Holding — Odenwald, J.
- The Missouri Court of Appeals held that the circuit court did not err in dismissing Schultz's petition, as her claims were time-barred by the statute of limitations.
Rule
- A claim for fraud must be brought within five years from when the cause of action accrues, which is when the fraud is discovered or could have been discovered with reasonable diligence, but no longer than ten years after the fraud occurred.
Reasoning
- The Missouri Court of Appeals reasoned that the claims in Schultz's petition accrued when the facts constituting the alleged fraud could have been discovered, which was on or before August 27, 2013, when she received notice of foreclosure.
- The court found that the doctrine of fraudulent concealment did not apply, as the petition failed to adequately plead any affirmative acts of concealment by BANA.
- Furthermore, the court noted that Schultz's claims were based on events that occurred long before she filed the petition, exceeding the five-year statute of limitations for fraud claims.
- The court noted that under Missouri law, the statute of limitations for fraud claims must be brought within five years of discovery or within ten years of the fraud occurring.
- The court emphasized that Schultz had not demonstrated any basis for extending the statute of limitations, affirming the dismissal of her petition.
Deep Dive: How the Court Reached Its Decision
Court's Rationale for Dismissal
The Missouri Court of Appeals reasoned that the statute of limitations for fraud claims, as defined under Missouri law, required that such claims be brought within five years from the date the cause of action accrued. The court determined that Schultz's claims accrued when she received notice of the foreclosure on the property, which occurred on August 27, 2013. At that point, she was aware that her ex-husband had only made interest payments on the loan and had not fulfilled his obligations as outlined in their divorce decree. The court noted that Schultz's assertion that she only discovered the alleged forgery in June 2018 did not extend the limitation period because the facts constituting the fraud were already ascertainable by that earlier date. Thus, the court concluded that Schultz’s claims were time-barred, as she filed her petition in 2020—more than five years after her claims had accrued.

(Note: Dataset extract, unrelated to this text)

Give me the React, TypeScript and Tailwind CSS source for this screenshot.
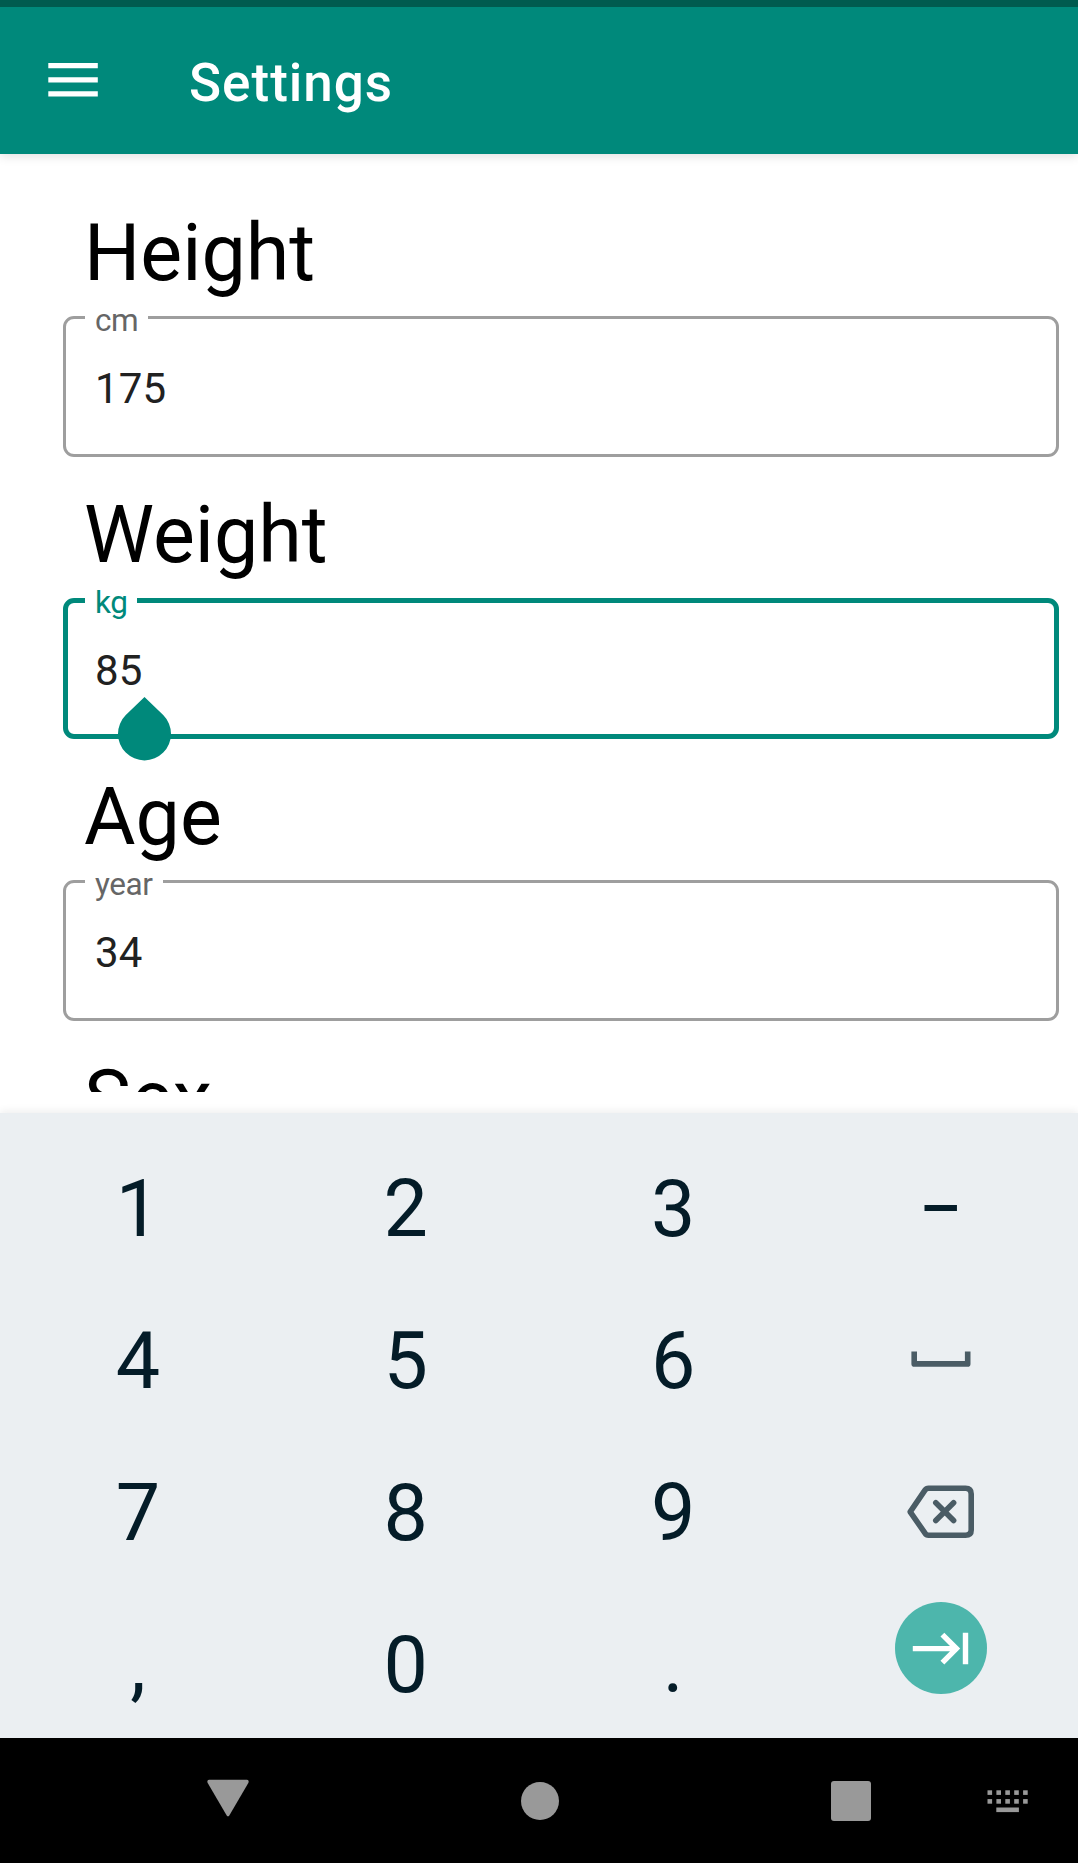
import type { ReactNode } from "react";

type FieldProps = {
  title: string;
  unit: string;
  value: string;
  notch: string;
  focused?: boolean;
};

function Field({ title, unit, value, notch, focused = false }: FieldProps) {
  return (
    <section className="mb-8">
      <h2 className="ml-[21px] h-[92px] text-[79px] leading-[92px] text-black">{title}</h2>
      <div
        className={
          "relative mt-[17px] flex h-[141px] items-center rounded-[11px] pt-1 " +
          (focused ? "border-[5px] border-[#00897b] pl-[27px]" : "border-[3px] border-[#9e9e9e] pl-[29px]")
        }
      >
        <span
          className={
            "absolute flex h-[36px] items-center bg-white pl-[10px] text-[31.5px] leading-[36px] tracking-[-0.4px] " +
            notch +
            (focused ? " -top-[18px] left-[17px] text-[#00897b]" : " -top-[16px] left-[19px] text-[#666666]")
          }
        >
          {unit}
        </span>
        <span className="text-[42px] leading-[50px] tracking-[0.2px] text-[#212121]">{value}</span>
        {focused && (
          <svg className="absolute left-[50px] top-[94px]" width="53" height="64" viewBox="0 0 53 64">
            <path d="M26.5 0 L45.2 18.1 A26.5 26.5 0 1 1 7.8 18.1 Z" fill="#00897b" />
          </svg>
        )}
      </div>
    </section>
  );
}

function Key({ children }: { children: ReactNode }) {
  return <div className="flex h-[152px] items-center justify-center leading-[92px]">{children}</div>;
}

function SpaceIcon() {
  return (
    <svg className="-mt-[5px]" width="60" height="16" viewBox="0 0 60 16">
      <path d="M3.2 0.5 V12.9 H56.7 V0.5" fill="none" stroke="#4a5c65" strokeWidth="5.6" strokeLinejoin="round" />
    </svg>
  );
}

function BackspaceIcon() {
  return (
    <svg className="-mt-[2px]" width="68" height="54" viewBox="0 0 68 54" fill="none" stroke="#4a5c65" strokeWidth="5.6" strokeLinejoin="round">
      <path d="M21.5 3.3 H58.5 Q64.2 3.3 64.2 9 V45 Q64.2 50.2 58.5 50.2 H21.5 Q19.3 50.2 18 48.2 L3.2 26.8 L18 5.2 Q19.3 3.3 21.5 3.3 Z" />
      <path d="M28.8 17.8 L46.6 35.6 M46.6 17.8 L28.8 35.6" strokeLinecap="round" />
    </svg>
  );
}

function NextIcon() {
  return (
    <svg className="-mt-[34px]" width="92" height="92" viewBox="0 0 92 92">
      <circle cx="46" cy="46" r="46" fill="#4db6ac" />
      <path d="M17.8 46.6 H61 M47.4 32.6 L61.4 46.6 L47.4 60.6 M70.5 30.8 V62.2" fill="none" stroke="white" strokeWidth="5.4" />
    </svg>
  );
}

export default function App() {
  return (
    <div className="flex h-[1863px] w-[1078px] flex-col overflow-hidden bg-white font-['Roboto',sans-serif]">
      <header className="z-10 flex h-[154px] shrink-0 items-center border-t-[7px] border-[#005b4f] bg-[#00897b] pl-12 shadow-[0_2px_10px_rgba(0,0,0,0.13)]">
        <svg className="-mt-[2px]" width="50" height="36" viewBox="0 0 50 36" fill="white">
          <path d="M0.3 1h49.5v5.3H0.3zM0.3 15.2h49.5v5.3H0.3zM0.3 29.3h49.5v5.3H0.3z" />
        </svg>
        <h1 className="ml-[91px] mt-[5px] text-[53px] font-medium leading-[62px] tracking-[1px] text-white">Settings</h1>
      </header>

      <main className="h-[938px] shrink-0 overflow-hidden pl-[63px] pr-[19px] pt-[53px]">
        <Field title="Height" unit="cm" value="175" notch="w-[63px]" />
        <Field title="Weight" unit="kg" value="85" notch="w-[52px]" focused />
        <Field title="Age" unit="year" value="34" notch="w-[78px]" />
        <h2 className="ml-[21px] h-[92px] text-[79px] leading-[92px] text-black">Sex</h2>
      </main>

      <div className="mt-[21px] grid h-[625px] shrink-0 grid-cols-[repeat(4,267.6px)] content-start bg-[#ebeff2] pl-[4.2px] pt-5 text-[79px] text-[#041c28] shadow-[0_-2px_8px_rgba(0,0,0,0.07)]">
        <Key>1</Key>
        <Key>2</Key>
        <Key>3</Key>
        <Key><span className="scale-x-[.84]">–</span></Key>
        <Key>4</Key>
        <Key>5</Key>
        <Key>6</Key>
        <Key><SpaceIcon /></Key>
        <Key>7</Key>
        <Key>8</Key>
        <Key>9</Key>
        <Key><BackspaceIcon /></Key>
        <Key>,</Key>
        <Key>0</Key>
        <Key>.</Key>
        <Key><NextIcon /></Key>
      </div>

      <nav className="flex h-[125px] shrink-0 items-start bg-black pt-[41px]">
        <svg className="ml-[207px]" width="42" height="38" viewBox="0 0 42 38">
          <path d="M2 0.7 H40 Q42.5 1.2 41.3 4 L22.3 36.5 Q21 38.2 19.7 36.5 L0.7 4 Q-0.5 1.2 2 0.7Z" fill="#999" />
        </svg>
        <div className="ml-[271.5px] mt-[2.5px] size-[38.5px] rounded-full bg-[#999]" />
        <div className="ml-[272px] mt-[2px] size-10 rounded-[3px] bg-[#999]" />
        <svg className="ml-[116px] mt-[11px]" width="42" height="24" viewBox="0 0 42 24" fill="#999">
          {[0, 1, 2, 3, 4].map((i) => (
            <g key={i}>
              <rect x={0.5 + i * 8.9} y="0.3" width="4.6" height="4.6" />
              <rect x={0.5 + i * 8.9} y="9.1" width="4.6" height="4.6" />
            </g>
          ))}
          <rect x="9.3" y="17.5" width="22.6" height="4.6" />
        </svg>
      </nav>
    </div>
  );
}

Fraudulent Concealment Doctrine
The court further examined the applicability of the doctrine of fraudulent concealment, which could potentially toll the statute of limitations for fraud claims. However, the court found that Schultz's petition failed to adequately plead any affirmative acts of concealment by BANA. The court highlighted that mere silence or failure to disclose information does not constitute fraudulent concealment; rather, there must be an affirmative action taken to deceive the party. In this case, Schultz did not provide specific facts to demonstrate that BANA had engaged in any such deceptive acts that would have prevented her from discovering the fraud. Consequently, the court upheld the circuit court's finding that the fraudulent concealment doctrine did not apply, reinforcing the conclusion that Schultz's claims were time-barred.
Accrual of Claims
The court clarified the timeline of events that indicated when Schultz's claims should have accrued. It emphasized that a cause of action for fraud accrues not only at the moment the fraud is committed but also when the facts constituting the fraud could have been discovered through reasonable diligence. In this case, the court reiterated that even if Schultz had not been aware of the forgery until 2018, she had sufficient information and circumstances as early as 2013 to investigate further. Notably, the court pointed out that the statute of limitations does not allow for indefinite delays in filing claims, particularly when a plaintiff has the opportunity to uncover the relevant facts. Thus, the court maintained that Schultz's claims were not timely, regardless of her later discovery of the alleged fraud.
Statutory Framework
The court's decision was firmly rooted in the statutory framework provided by Missouri law, specifically Section 516.120, which outlines the statute of limitations for various claims, including fraud. The statute stipulates a five-year period for bringing fraud claims from the date of discovery of the fraud, but also imposes a ten-year cap on the time frame from when the fraud occurred. The court reiterated that all claims for fraud must be filed within these time limits, emphasizing that failure to adhere to this timeline results in a complete bar to recovery. The appellate court affirmed that the statute is designed to promote finality and ensure that claims are brought forth in a timely manner, thus protecting defendants from prolonged uncertainty regarding potential liabilities.
Conclusion of the Court's Decision
In conclusion, the Missouri Court of Appeals affirmed the circuit court's dismissal of Schultz's petition on the grounds that her claims were time-barred by the statute of limitations. The court found that Schultz’s allegations did not meet the necessary criteria to invoke the doctrine of fraudulent concealment, as she failed to plead any affirmative acts of concealment by BANA. The court emphasized the importance of timely filing claims and the need for plaintiffs to act diligently in uncovering facts relevant to their cases. Ultimately, by affirming the dismissal, the court upheld the legal principle that claims must be pursued within the established statutory time frames to ensure fairness and legal certainty.